If one has a twisted mind like mine, one could ask: “How would I turn a palmier from a sweet into a savory item?” And I did ask myself that.
A quick look on the Internet for savory palmiers produced a list of recipes that seemed to get increasingly complicated with lots of ingredients, which is not my style. So I went back to basics. To go from sweet to savory, I needed to replace the sugar with something like a herb, a spice, or maybe cheese. The cheese would need to be similar in size and shape to the sugar, and one that would not melt too readily. The cheap, grated Parmesan cheese I buy in a tub is a possibility.
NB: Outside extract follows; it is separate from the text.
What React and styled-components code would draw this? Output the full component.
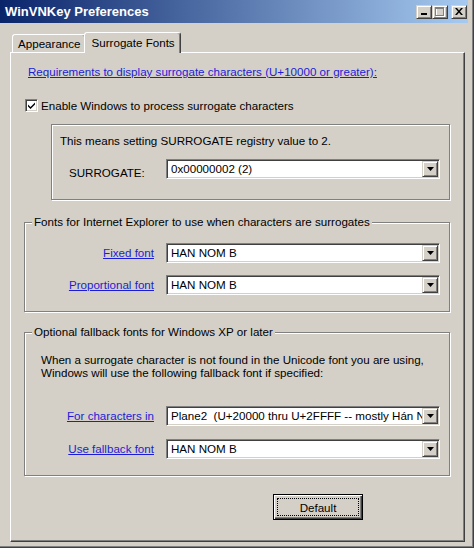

It’s not real Parmigiano‑Reggiano, but it should work (and it did).
1 piece, 13 x 13 cm (5 x 5 in)
grated, hard parmesan cheese
1. Sprinkle the cheese on both slides of the dough, making an even coating. Gently push the cheese into the dough with a rolling pin while lengthening the dough to 20 cm (8 in). As you roll, add more cheese.
2. Using a spray bottle, spritz a little water on the top side of the dough. Fold the short ends into the middle leaving an 8‑mm (5⁄16‑in) gap at the center. Gently push the two layers together with your rolling pin and spritz the newly folded part. One more time, fold the same edges as before towards the center. Press gently with the rolling pin and spritz. Finally, fold one the folded sides onto the other side and press.
3. Wrap the folded dough very tightly with plastic wrap and refrigerate thoroughly until the dough is hard.
4. Cut the chilled dough into 9‑mm (3⁄8‑in) thick slices. Remove the plastic wrap and freeze the slices.
5. Preheat oven to 180 °C (355 °F). Thaw frozen palmiers in the refrigerator.
6. Arrange the frozen, sliced dough on a baking sheet lined with a silicone rubber liner. Leave lots of space between the pieces. Bake until golden and expanded, about 15 minutes.
7. Serve warm.
Yield: 12 pieces.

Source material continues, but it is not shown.